Why Would a Child Need a Pulpotomy Procedure?
Before you learn more about the whys of pulpotomies, you may need to understand the whats. What is a pulpotomy? As the name implies, this dental procedure focuses on the pulp of the tooth. Dental pulp is a jelly-like substance in the center of a tooth. This inner layer of a tooth contains the nerves and blood vessels. Even though dental decay starts at the hard outer layer (the enamel) of a tooth, if left untreated, it can move inwards.
Decayed or damaged pulp loses its blood and nerve supply. As the infection spreads, it can cause pain, fever, swelling, or bad breath. To reduce the risk of severe or untreated decay, the dentist may recommend a pulpotomy. This is pulp removal in the crown, or the visible, above the gumline part of the tooth.
If your child has dental decay that has moved into the pulp chamber area and affects this substance (or the restoration necessary to correct the cavity would affect the pulp), the dentist may recommend a pulpotomy. Some types of serious dental injuries may also require this procedure.

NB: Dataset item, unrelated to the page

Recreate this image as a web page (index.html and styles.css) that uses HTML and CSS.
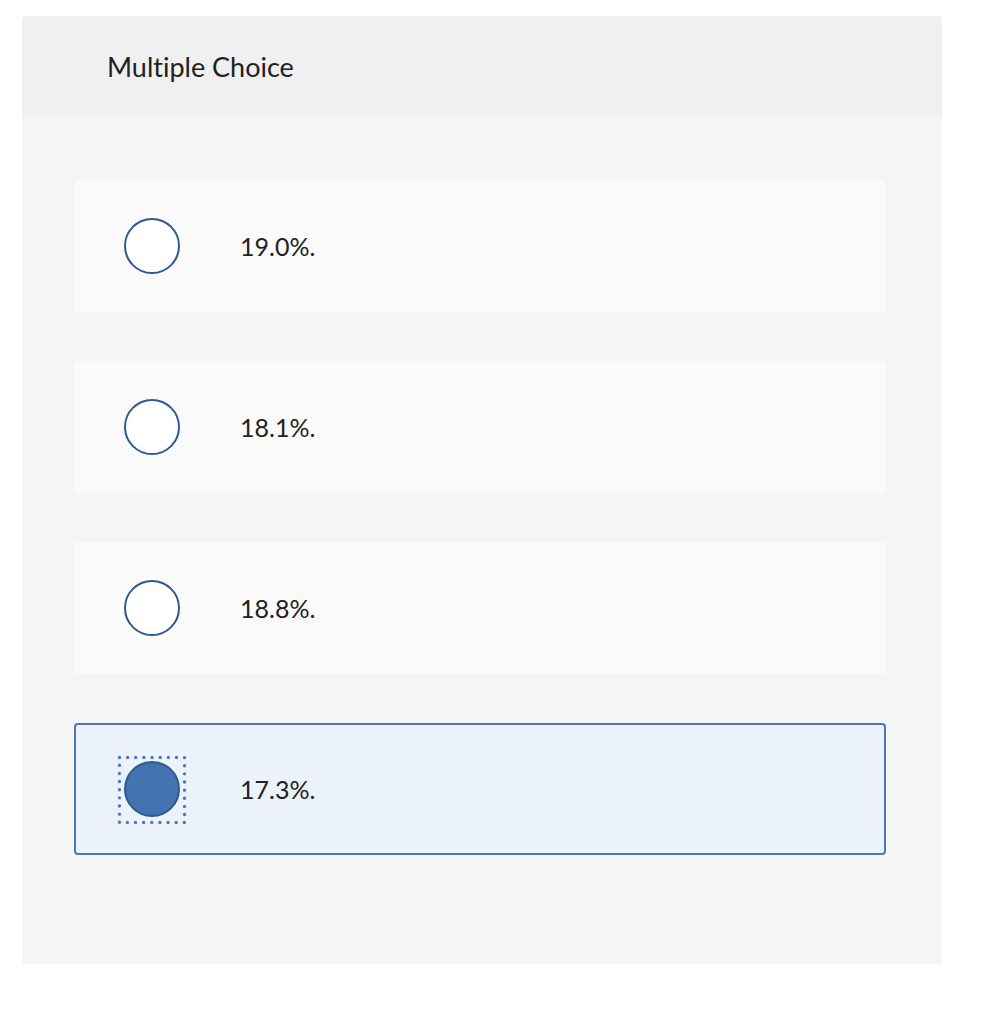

Is a Pulpotomy Always Necessary?
Why would you choose this procedure over an extraction — especially for a baby (primary) tooth? Your child will eventually lose this tooth. Baby teeth are placeholders that can help maintain spacing in your child's mouth.
If the permanent tooth isn't ready to come in, removing a baby tooth prematurely could interfere with spacing and the placement of your child's teeth. Baby teeth also make it possible for your child to chew easily and speak clearly. Extraction could interfere with your child's ability to eat safely or develop verbal communication skills.
What Happens During A Pulpotomy?
Like other dental procedures, the dentist will numb the area with an anesthetic before the pulpotomy. This will make the process painless for your child. If your child is nervous about the procedure, is afraid of needles (the local anesthetic requires a needle for the injection), or won't sit still for the anesthetic or the rest of the pulpotomy procedure, ask the dentist about sedation options. Dental sedation allows your child to relax and rest during the surgery.
After the area is numb, the dentist will drill and remove the decayed outer area of enamel. The dentist will need to continue drilling through the dentin (the yellow second layer of the tooth that is under the enamel) and into the pulp chamber. When the dentist reaches the pulp chamber, they will remove the crown-level pulp. After the pulp is removed, the dentist will seal the top of the tooth.
Is a Pulpotomy and Pulpectomy the Same Pediatric Dental Procedure?
No, these two procedures are not the same. While they are similar, a pulpotomy is the removal of the crown (or above the gum) level pulp only. A pulpectomy is the removal of the pulp from both the crown and the root areas. Children typically only need a pulpotomy — but adults often need a pulpectomy as part of a root canal.